En effet, le Crous va faire renaître de leurs cendres les bâtiments A et B du Bailly, à côté du campus. Tout ça en 2015. Mais du côté nord, du côté de la citadelle? «On attend un projet du Crous, il sera accueilli avec bienveillance. La Région est prête à s'engager financièrement», lance Didier Cardon, également élu au conseil régional de Picardie.
Mais, de la bouche même du directeur du Crous, «il n'y a pas de projection de construction de logements». Et pour cause, le Crous d'Amiens-Picardie n'a plus les fonds propres nécessaires pour entreprendre ce genre de travaux seul, et l'État (via le Cnous) ne semble pas décidé à mettre la main à la poche.
Le bâtiment B de la résidence du Bailly sera réhabilité en 2015.
Puisqu'ils ne pourront pas tous se loger à proximité de la citadelle, les étudiants vont donc devoir se déplacer pour aller en cours. Certains viendront en voiture. Mais où vont-ils se garer? «Les riverains ne vont pas être très contents si les étudiants engorgent les rues voisines», analyse Michel Brazier, le président de l'UPJV. «Et cela ne concerne pas que les étudiants. Les personnels de l'université qui vont avoir le choix disent ne pas vouloir venir à la citadelle pour cette raison», ajoute Philippe Nivet, vice-président de l'université.
La réponse à ce problème se trouverait à l'hôpital nord, dont le déménagement vers le CHU sud est prévu dans la même période que l'ouverture de la citadelle. «Le parking du CHU nord fait 550 places, explique Didier Cardon. C'est une propriété du CHU. Nous avons des négociations à mener qui devraient pouvoir aboutir.»

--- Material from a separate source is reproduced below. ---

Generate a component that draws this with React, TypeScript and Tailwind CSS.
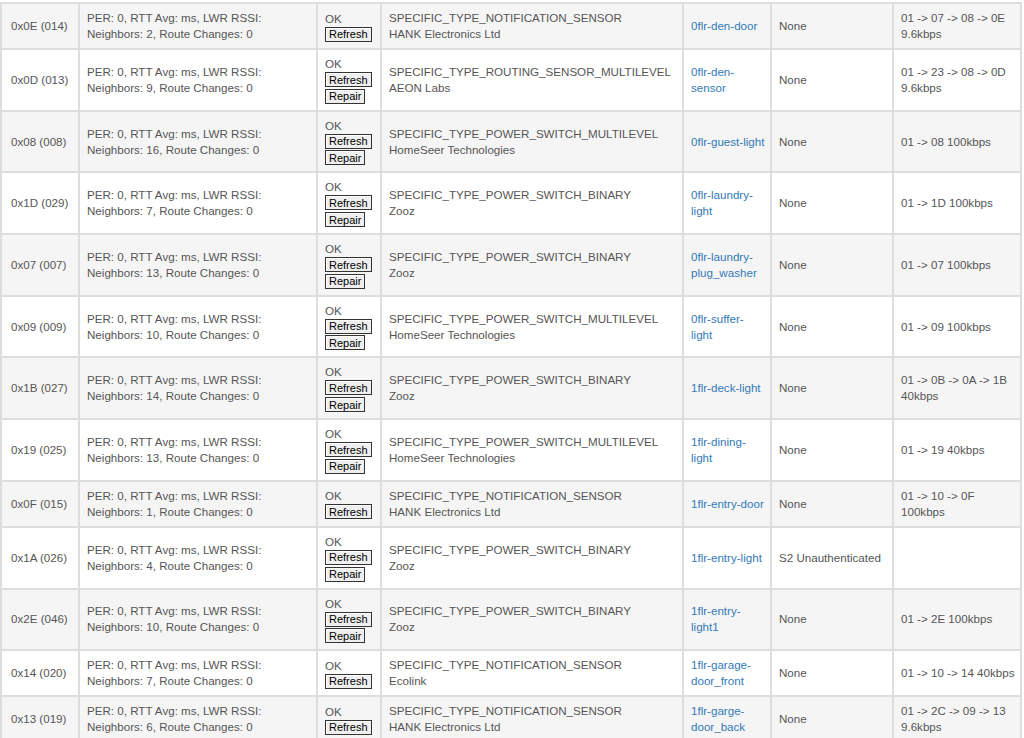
import React from 'react'

type Node = {
  id: string
  neighbors: number
  repair: boolean
  type: string
  maker: string
  name: string[]
  security: string
  route: string[]
}

const nodes: Node[] = [
  { id: '0x0E (014)', neighbors: 2, repair: false, type: 'SPECIFIC_TYPE_NOTIFICATION_SENSOR', maker: 'HANK Electronics Ltd', name: ['0flr-den-door'], security: 'None', route: ['01 -> 07 -> 08 -> 0E', '9.6kbps'] },
  { id: '0x0D (013)', neighbors: 9, repair: true, type: 'SPECIFIC_TYPE_ROUTING_SENSOR_MULTILEVEL', maker: 'AEON Labs', name: ['0flr-den-', 'sensor'], security: 'None', route: ['01 -> 23 -> 08 -> 0D', '9.6kbps'] },
  { id: '0x08 (008)', neighbors: 16, repair: true, type: 'SPECIFIC_TYPE_POWER_SWITCH_MULTILEVEL', maker: 'HomeSeer Technologies', name: ['0flr-guest-light'], security: 'None', route: ['01 -> 08 100kbps'] },
  { id: '0x1D (029)', neighbors: 7, repair: true, type: 'SPECIFIC_TYPE_POWER_SWITCH_BINARY', maker: 'Zooz', name: ['0flr-laundry-', 'light'], security: 'None', route: ['01 -> 1D 100kbps'] },
  { id: '0x07 (007)', neighbors: 13, repair: true, type: 'SPECIFIC_TYPE_POWER_SWITCH_BINARY', maker: 'Zooz', name: ['0flr-laundry-', 'plug_washer'], security: 'None', route: ['01 -> 07 100kbps'] },
  { id: '0x09 (009)', neighbors: 10, repair: true, type: 'SPECIFIC_TYPE_POWER_SWITCH_MULTILEVEL', maker: 'HomeSeer Technologies', name: ['0flr-suffer-', 'light'], security: 'None', route: ['01 -> 09 100kbps'] },
  { id: '0x1B (027)', neighbors: 14, repair: true, type: 'SPECIFIC_TYPE_POWER_SWITCH_BINARY', maker: 'Zooz', name: ['1flr-deck-light'], security: 'None', route: ['01 -> 0B -> 0A -> 1B', '40kbps'] },
  { id: '0x19 (025)', neighbors: 13, repair: true, type: 'SPECIFIC_TYPE_POWER_SWITCH_MULTILEVEL', maker: 'HomeSeer Technologies', name: ['1flr-dining-', 'light'], security: 'None', route: ['01 -> 19 40kbps'] },
  { id: '0x0F (015)', neighbors: 1, repair: false, type: 'SPECIFIC_TYPE_NOTIFICATION_SENSOR', maker: 'HANK Electronics Ltd', name: ['1flr-entry-door'], security: 'None', route: ['01 -> 10 -> 0F', '100kbps'] },
  { id: '0x1A (026)', neighbors: 4, repair: true, type: 'SPECIFIC_TYPE_POWER_SWITCH_BINARY', maker: 'Zooz', name: ['1flr-entry-light'], security: 'S2 Unauthenticated', route: [] },
  { id: '0x2E (046)', neighbors: 10, repair: true, type: 'SPECIFIC_TYPE_POWER_SWITCH_BINARY', maker: 'Zooz', name: ['1flr-entry-', 'light1'], security: 'None', route: ['01 -> 2E 100kbps'] },
  { id: '0x14 (020)', neighbors: 7, repair: false, type: 'SPECIFIC_TYPE_NOTIFICATION_SENSOR', maker: 'Ecolink', name: ['1flr-garage-', 'door_front'], security: 'None', route: ['01 -> 10 -> 14 40kbps'] },
  { id: '0x13 (019)', neighbors: 6, repair: false, type: 'SPECIFIC_TYPE_NOTIFICATION_SENSOR', maker: 'HANK Electronics Ltd', name: ['1flr-garge-', 'door_back'], security: 'None', route: ['01 -> 2C -> 09 -> 13', '9.6kbps'] },
]

const cell = 'border-2 border-[#ddd] py-[6px] pl-[7px] pr-[2px] align-middle'

const SmallButton = ({ label, first }: { label: string; first?: boolean }) => (
  <button
    className={`block h-[15px] border border-[#333] bg-[#efefef] px-[3px] text-[11px] leading-[12px] text-black shadow-[inset_1px_1px_0_#fff] ${first ? '' : 'mt-[1.7px]'}`}
  >
    {label}
  </button>
)

// lines kept as written so the narrow columns break the same way
const Lines = ({ lines }: { lines: string[] }) => (
  <>
    {lines.map((l) => (
      <span key={l} className="block whitespace-nowrap">
        {l}
      </span>
    ))}
  </>
)

const App = () => {
  return (
    <div className="min-h-screen bg-white pt-[2px] font-['Liberation_Sans',Arial,sans-serif] text-[11.6px] leading-4 text-[#555]">
      <table className="w-[1022px] table-fixed border-collapse">
        <colgroup>
          <col className="w-[78px]" />
          <col className="w-[238px]" />
          <col className="w-[64px]" />
          <col className="w-[302px]" />
          <col className="w-[88px]" />
          <col className="w-[122px]" />
          <col className="w-[128px]" />
        </colgroup>
        <tbody>
          {nodes.map((n, i) => (
            <tr key={n.id} className={i % 2 === 0 ? 'bg-[#f5f5f5]' : 'bg-white'}>
              <td className={`${cell} pl-[9px]`}>{n.id}</td>
              <td className={cell}>
                PER: 0, RTT Avg: ms, LWR RSSI:
                <br />
                Neighbors: {n.neighbors}, Route Changes: 0
              </td>
              <td className={cell}>
                <div>OK</div>
                <SmallButton label="Refresh" first />
                {n.repair && <SmallButton label="Repair" />}
              </td>
              <td className={cell}>
                {n.type}
                <br />
                {n.maker}
              </td>
              <td className={cell}>
                <a href="#" className="text-[#337ab7]">
                  <Lines lines={n.name} />
                </a>
              </td>
              <td className={cell}>{n.security}</td>
              <td className={cell}>
                <Lines lines={n.route} />
              </td>
            </tr>
          ))}
        </tbody>
      </table>
    </div>
  )
}

export default App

Fermeture partielle prévue la nuit
Reste une dernière question: comment assurer la sécurité du site? Pour le président de l'UPJV, «la citadelle sera un espace public où s'intégrera un espace universitaire. Je veux bien que l'on mette des caméras mais ça ne fera pas tout. Et les personnels de l'université ne sont pas des gardiens.» Et d'ajouter: «Nous n'avons pas encore travaillé sur la convention à ce sujet.
Didier Cardon assure, lui, que le travail est en cours dans le cadre d'une commission qui réunit Amiens métropole, la Société d'économie mixte (Sem) Amiens aménagement, l'architecte de la citadelle et la préfecture. «On se dirige vers la fermeture d'une partie du site la nuit, la mise sous alarme des bâtiments et l'installation de caméras de vidéosurveillance sur la place centrale.»
Il est prévu que ce soient les policiers municipaux qui se chargent d'ouvrir et fermer quotidiennement les grilles concernées. «Mais la meilleure des sécurités, explique Didier Cardon, c'est d'avoir du monde tout le temps sur le site, de faire de la citadelle un vrai lieu de vie.»